Corporate Speak That Pisses You Off

See also (and particularly post 19):

So I’m reading Brene Brown’s book Dare to Lead and while I completely understand the audience she’s writing to if I see the word “rumble” or “circle back” one more time I may have to structurally test my drywall and Kobo with great violence.

I’ve long believed that a good grammar checking software should flag multiple uses of a phrase with: “You’ve used this expression …17… times already. Are you sure your audience isn’t sick of it?”

Every motivational self-help business writer will have to use it.

Oh, and every mystery writer will be required to run their “Crusty Misunderstood Divorced Private Eye With Issues” novel through the TediousFlag™ app as well.

@digs, those are both marvelous ideas. I want in on the development and marketing!

This is why I’m still a fan of plain ol’ paper books. When they piss me off I can throw them with zero guilt or, if particularly egregious, run over them with my car.

I bet your librarian hates you! :wink:

Is running over books with a car the newest data compression method?
Some books in my collection (I’m looking at you Galaxy 666) could use it.

I haven’t read a whole goodreads review in years. This was the delightful exception.

You could quit your day job and host “The MST3K of Books” Show…!

It might have been, but my roommates at the time took pity on the book and threw it in the dumpster when I was at work. Still mad about that twelve years later.

Library books get bounced back into the return slot with great force. I’m not paying for crap. Anymore.

Well, I did start a book blog…

Maybe it’s been mentioned already, but I’m becoming disproportionately annoyed by people who want to “tease” data out of a set.

“Call yourself data? You’re just a bunch of noughts and ones. This set’s for real data, you know”

Do not taunt Happy Fun Data.

Apparently, “P-Hacking” is making its way out of the scientific arena into general discourse.

*it happens when you tease the data to distraction.

I’m kinda guilty of this, but only out of comic purposes.

Last week, I told my bosses that I’d started “appending” a spreadsheet, by “data mining” “streams” between two systems by “air gapping” from one database to the other, in order to “tease” out a “realization” on what that data is telling us.

In other words, I started adding rows to update a old spreadsheet, to forecast trends.

Tripler
Helping put the ‘mental’ in “governmental” since 2000.

Here are the last three tracking updates I got for a shipment.
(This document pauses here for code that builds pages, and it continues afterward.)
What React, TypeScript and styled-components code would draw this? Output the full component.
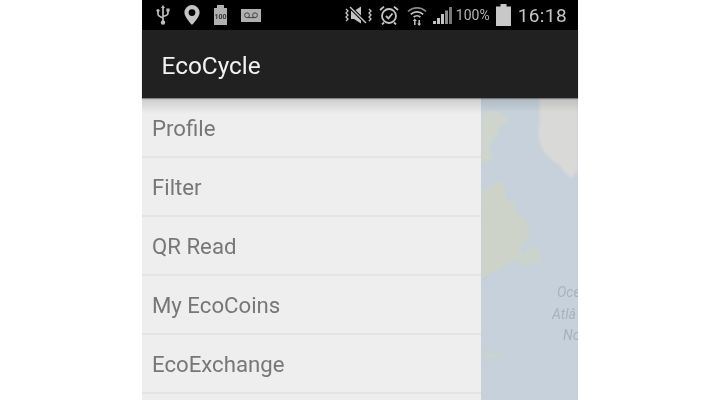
import styled, { createGlobalStyle } from 'styled-components'

const GlobalStyle = createGlobalStyle`
  html, body {
    margin: 0;
    padding: 0;
    background: #fff;
  }
  body {
    font-family: Roboto, "Open Sans", sans-serif;
  }
`

const Page = styled.div`
  width: 720px;
  height: 400px;
  display: flex;
  justify-content: center;
  overflow: hidden;
  background: #fff;
`

const Phone = styled.div`
  width: 436px;
  height: 400px;
  display: flex;
  flex-direction: column;
  background: #000;
`

const StatusBar = styled.div`
  height: 30px;
  flex: none;
  display: flex;
  align-items: center;
  background: #000;
  color: #bdbdbd;
  filter: blur(0.5px);
`

const StatusLeft = styled.div`
  display: flex;
  align-items: center;
  gap: 14px;
  padding-left: 14px;
`

const StatusRight = styled.div`
  margin-left: auto;
  display: flex;
  align-items: center;
  padding-right: 11px;
`

const Slot = styled.div<{ $left: number }>`
  display: flex;
  margin-left: ${(p) => p.$left}px;
`

const Percent = styled.span`
  font-size: 14px;
  margin: 0 6px 0 4px;
  color: #b4b4b4;
`

const Clock = styled.span`
  font-size: 19px;
  margin-left: 7px;
  letter-spacing: 0.4px;
  color: #c4c4c4;
`

const AppBar = styled.div`
  height: 68px;
  flex: none;
  display: flex;
  align-items: center;
  padding: 3px 0 0 19.5px;
  box-sizing: border-box;
  background: #212121;
  position: relative;
  z-index: 2;
  box-shadow: 0 1px 1px rgba(0, 0, 0, 0.35);
`

const Title = styled.h1`
  margin: 0;
  font-size: 24.4px;
  font-weight: 400;
  color: #f2f2f2;
  filter: blur(0.35px);
`

const Content = styled.div`
  flex: 1;
  min-height: 0;
  display: flex;
  position: relative;
`

const Drawer = styled.div`
  width: 339px;
  flex: none;
  background: #eeeeee;
  display: flex;
  flex-direction: column;
  position: relative;
`

const TopShade = styled.div`
  position: absolute;
  left: 0;
  right: 0;
  top: 0;
  height: 16px;
  background: linear-gradient(rgba(0, 0, 0, 0.15), rgba(0, 0, 0, 0));
  pointer-events: none;
  z-index: 1;
`

const MenuRow = styled.div`
  height: 59px;
  flex: none;
  box-sizing: border-box;
  display: flex;
  align-items: center;
  padding: 1px 0 0 10px;
  font-size: 22.2px;
  color: #777777;
  border-bottom: 2px solid #e4e4e4;
  filter: blur(0.4px);

  &:first-of-type {
    height: 60px;
    padding-top: 2px;
  }
`

const MapPane = styled.div`
  flex: 1;
  position: relative;
  overflow: hidden;
  background: #c6d1db;
`

const MapDrawing = styled.svg`
  display: block;
  width: 100%;
  height: 100%;
  filter: blur(1.6px);
`

const MapShade = styled.div`
  position: absolute;
  left: 0;
  right: 0;
  top: 0;
  height: 14px;
  background: linear-gradient(rgba(0, 0, 0, 0.12), rgba(0, 0, 0, 0));
`

const MapLabel = styled.span<{ $top: number; $left: number }>`
  position: absolute;
  top: ${(p) => p.$top}px;
  left: ${(p) => p.$left}px;
  font-size: 14px;
  font-style: italic;
  color: #a9b2bb;
  white-space: nowrap;
  filter: blur(0.4px);
`

const UsbIcon = () => (
  <svg width="14" height="20" viewBox="0 0 14 20" fill="none" stroke="#bdbdbd" strokeWidth="1.7">
    <path d="M7 2v15M2 6v3q0 2 2 2.5L7 13M12 5v3q0 2-2 2.5L7 11.5" />
    <path d="M7 0l2 3H5z" fill="#bdbdbd" stroke="none" />
    <circle cx="2" cy="5.5" r="1.6" fill="#bdbdbd" stroke="none" />
    <rect x="10.4" y="3.5" width="3.2" height="3" fill="#bdbdbd" stroke="none" />
    <circle cx="7" cy="17.5" r="2.2" fill="#bdbdbd" stroke="none" />
  </svg>
)

const PinIcon = () => (
  <svg width="16" height="20" viewBox="0 0 16 20">
    <path
      fillRule="evenodd"
      d="M8 0a7.6 7.6 0 0 1 7.6 7.6C15.6 12.5 8 20 8 20S.4 12.5.4 7.6A7.6 7.6 0 0 1 8 0zm0 4.2a3.4 3.4 0 1 0 0 6.8 3.4 3.4 0 0 0 0-6.8z"
      fill="#c4c4c4"
    />
  </svg>
)

const BatteryBox = styled.div`
  width: 13px;
  height: 17px;
  margin-top: 3px;
  background: #b0b0b0;
  position: relative;
  display: flex;
  align-items: center;
  justify-content: center;
  font-size: 7px;
  font-weight: 700;
  color: #333;

  &::before {
    content: '';
    position: absolute;
    top: -3px;
    left: 3px;
    width: 7px;
    height: 3px;
    background: #b0b0b0;
  }
`

const VoicemailIcon = () => (
  <svg width="20" height="13" viewBox="0 0 20 13">
    <rect width="20" height="13" fill="#b0b0b0" />
    <g fill="none" stroke="#444" strokeWidth="1">
      <circle cx="6" cy="6.2" r="2.4" />
      <circle cx="14" cy="6.2" r="2.4" />
      <path d="M6 8.6h8" />
    </g>
  </svg>
)

const MuteIcon = () => (
  <svg width="29" height="18" viewBox="0 0 29 18" fill="none" stroke="#c4c4c4">
    <path d="M7 5h3l7-4.5v17L10 13H7z" fill="#c4c4c4" stroke="none" />
    <path d="M6 1l16 16" stroke="#000" strokeWidth="3.4" />
    <path d="M6 1l16 16" strokeWidth="1.4" />
    <path d="M2 3l2 2-2 2 2 2-2 2 2 2-2 2M25 3l2 2-2 2 2 2-2 2 2 2-2 2" strokeWidth="1.3" />
  </svg>
)

const AlarmIcon = () => (
  <svg width="20" height="20" viewBox="0 0 20 20" fill="none" stroke="#c4c4c4" strokeWidth="1.8">
    <circle cx="10" cy="11" r="7" />
    <path d="M7 11l2.4 2.4L13.5 8.5" />
    <path d="M1 5l4-3.4M19 5l-4-3.4M5 17.5l-2 2M15 17.5l2 2" />
  </svg>
)

const WifiIcon = () => (
  <svg width="20" height="21" viewBox="0 0 20 21" fill="none" stroke="#c4c4c4" strokeWidth="1.7">
    <path d="M1 6.5a13 13 0 0 1 18 0" stroke="#8a8a8a" />
    <path d="M3.8 9.4a9 9 0 0 1 12.4 0" />
    <path d="M6.6 12.2a5 5 0 0 1 6.8 0" />
    <path d="M7.8 15v5M12.2 20v-5" strokeWidth="1.5" />
    <path d="M7.8 13.5l2 2.4H5.8zM12.2 21l-2-2.4h4z" fill="#c4c4c4" stroke="none" />
  </svg>
)

const SignalIcon = () => (
  <svg width="19" height="17" viewBox="0 0 19 17">
    <rect x="0" y="14" width="3" height="3" fill="#c4c4c4" />
    <rect x="4" y="11" width="3" height="6" fill="#c4c4c4" />
    <rect x="8" y="7" width="3" height="10" fill="#c4c4c4" />
    <rect x="12" y="3.5" width="3" height="13.5" fill="#8c8c8c" />
    <rect x="16" y="0" width="3" height="17" fill="#777" />
  </svg>
)

const BatteryIcon = () => (
  <svg width="15" height="22" viewBox="0 0 15 22">
    <path d="M4.5 0h6v2.5H15V22H0V2.5h4.5z" fill="#c8c8c8" />
  </svg>
)

const rows = ['Profile', 'Filter', 'QR Read', 'My EcoCoins', 'EcoExchange']

export default function App() {
  return (
    <Page>
      <GlobalStyle />
      <Phone>
        <StatusBar>
          <StatusLeft>
            <UsbIcon />
            <PinIcon />
            <BatteryBox>100</BatteryBox>
            <VoicemailIcon />
          </StatusLeft>
          <StatusRight>
            <MuteIcon />
            <Slot $left={6}>
              <AlarmIcon />
            </Slot>
            <Slot $left={8}>
              <WifiIcon />
            </Slot>
            <Slot $left={6}>
              <SignalIcon />
            </Slot>
            <Percent>100%</Percent>
            <BatteryIcon />
            <Clock>16:18</Clock>
          </StatusRight>
        </StatusBar>
        <AppBar>
          <Title>EcoCycle</Title>
        </AppBar>
        <Content>
          <Drawer>
            {rows.map((r) => (
              <MenuRow key={r}>{r}</MenuRow>
            ))}
            <TopShade />
          </Drawer>
          <MapPane>
            <MapDrawing viewBox="0 0 97 302" preserveAspectRatio="none">
              <path d="M58 0h39v72q-4 4-6 8-8-4-12-12l-8-6q-12-8-14-26 3-18 1-36z" fill="#d9d9d8" />
              <path d="M2 16l8-4 10 2 8 6-6 8-6 2 2 6-8 8-2 8 4 6-6 8-6-2V24z" fill="#cfd4cd" />
              <path d="M0 92l8-2 6-6 6-2 4 8 2 12 8 4 2 8 8 6 6 12-6 12-6 8 2 6-8 6-10 4-8 6-14 6z" fill="#cdd3c9" />
              <path d="M36 158l8-2 4-8 10 4 4 14-10-2-6 4-10-4z" fill="#cbd4cb" />
              <path d="M0 252l24 2-8 8-16 2z" fill="#cbd2cd" opacity="0.45" />
            </MapDrawing>
            <MapShade />
            <MapLabel $top={186} $left={76}>Oce</MapLabel>
            <MapLabel $top={208} $left={71}>Atlâ</MapLabel>
            <MapLabel $top={229} $left={82}>No</MapLabel>
          </MapPane>
        </Content>
      </Phone>
    </Page>
  )
}
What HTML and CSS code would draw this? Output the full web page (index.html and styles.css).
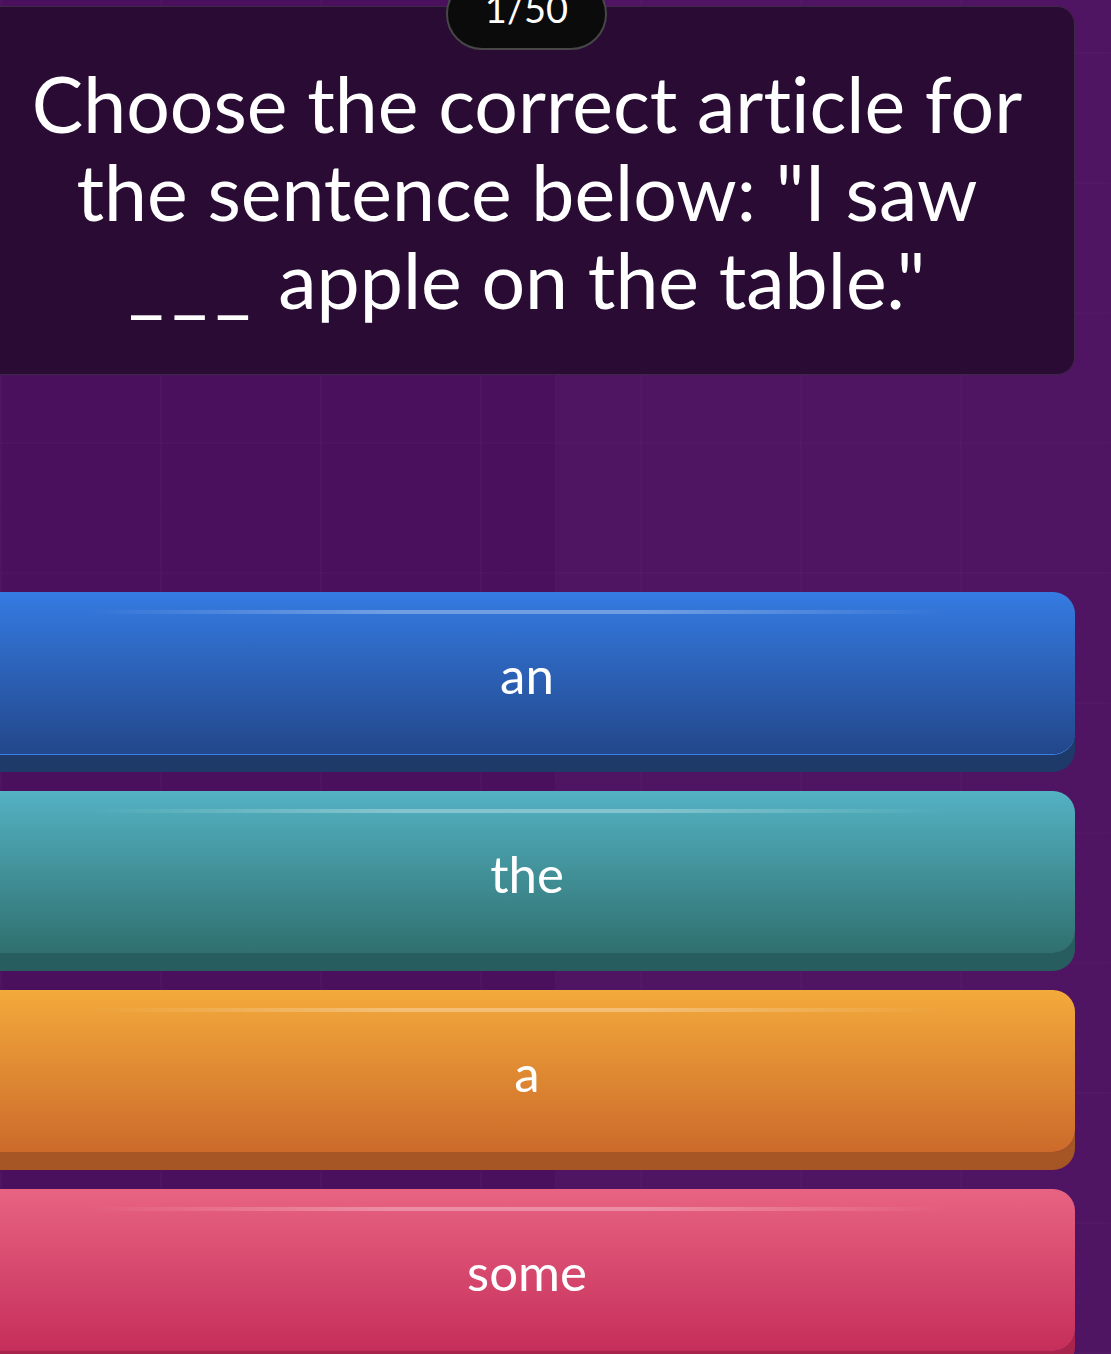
FILE: index.html
```html
<!DOCTYPE html>
<html>
<head>
<meta charset="utf-8">
<link rel="stylesheet" href="styles.css">
</head>
<body>
<div class="page">
  <div class="question-card">
    <div class="counter">1/50</div>
    <p class="question">Choose the correct article for<br>the sentence below: "I saw<br><span class="blank">___</span> apple on the table."</p>
  </div>
  <div class="options">
    <div class="option blue"><span class="shine"></span><span class="label">an</span></div>
    <div class="option teal"><span class="shine"></span><span class="label">the</span></div>
    <div class="option orange"><span class="shine"></span><span class="label">a</span></div>
    <div class="option pink"><span class="shine"></span><span class="label">some</span></div>
  </div>
</div>
</body>
</html>
```
FILE: styles.css
```css
html, body {
  margin: 0;
  padding: 0;
  height: 100%;
  overflow: hidden;
}
body {
  background-color: #4c1060;
  background-image:
    linear-gradient(90deg, rgba(0,0,0,0.03) 0 50%, rgba(255,255,255,0.015) 50% 100%),
    repeating-linear-gradient(90deg, rgba(255,255,255,0.02) 0 2px, transparent 2px 160px),
    repeating-linear-gradient(0deg, rgba(255,255,255,0.015) 0 2px, transparent 2px 130px);
  font-family: "Lato", "Noto Sans", sans-serif;
  font-variant-ligatures: none;
  color: #fff;
}
.page {
  width: 1096px;
  margin-left: -21px;
  padding-top: 6px;
}
.question-card {
  position: relative;
  height: 367px;
  background: #2a0b34;
  border: 1px solid #3d2847;
  border-radius: 18px;
  display: flex;
  align-items: center;
  justify-content: center;
}
.counter {
  position: absolute;
  left: 466px;
  top: -29px;
  width: 161px;
  height: 72px;
  box-sizing: border-box;
  background: #0b0b0b;
  border: 2px solid #474747;
  border-radius: 36px;
  font-size: 38px;
  line-height: 56px;
  text-align: center;
  color: #fff;
}
.question {
  margin: 0;
  font-size: 77px;
  line-height: 88px;
  text-align: center;
}
.blank {
  letter-spacing: 8px;
}
.options {
  margin-top: 217px;
  display: flex;
  flex-direction: column;
  gap: 37px;
}
.option {
  position: relative;
  height: 162px;
  border-radius: 0 22px 22px 0;
  display: flex;
  align-items: center;
  justify-content: center;
  font-size: 51px;
}
.option .label {
  position: relative;
  top: 1px;
}
.shine {
  position: absolute;
  left: 110px;
  right: 130px;
  top: 18px;
  height: 4px;
  background: linear-gradient(90deg, rgba(255,255,255,0), rgba(255,255,255,0.3) 35%, rgba(255,255,255,0.3) 65%, rgba(255,255,255,0));
}
.blue {
  background: linear-gradient(#357be2, #22478a);
  box-shadow: 0 1px 0 #3b80ea, 0 18px 0 #1d3a68;
}
.teal {
  background: linear-gradient(#53b2c3, #30706f);
  box-shadow: 0 18px 0 #285d5f;
}
.orange {
  background: linear-gradient(#f3aa3b, #cc6a2b);
  box-shadow: 0 18px 0 #a65524;
}
.pink {
  background: linear-gradient(#e86382, #c52e5a);
  box-shadow: 0 18px 0 #a9244c;
}
```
See if you can guess their chronological sequence

  • *Shipment is being transferred to the requested destination

Shipment has been received at CARGO DELIVERY TEAM

Shipment has been received at DISTRIBUTION EXTENSION TEAM

I’m guessing it’s in reverse chronological order?

That’s what Amazon do, at least in the UK, and the terminology makes sense:

11:49 AM
Delivered
London, GB

10:50 AM
Out for delivery
Bromley-by-Bow, GB

6:25 AM
Package arrived at the final delivery station
Bromley-by-Bow, GB

1:53 AM
Package departed an Amazon facility
Milton Keynes, Buckinghamshire GB

To be fair, you trained with the the best at it, at our fine National Defense Establishment.

I still have so many acronyms memorized that I can’t speak in any professional encounter without using two of them. I mean, we have our own jargon on this side of the fence, but it’s just too easy to slip in a “COB” or “TLDR” into a conversation.

Hell, since we span time zones, I’m still pissing people off by using ‘Zulu Time’ (or if I’m feeling nice, ‘Universal Coordinated Time’).

Tripler
The time is now 1838.

At what point, after taking it off the shelf, is it NOT being transferred to the requested destination?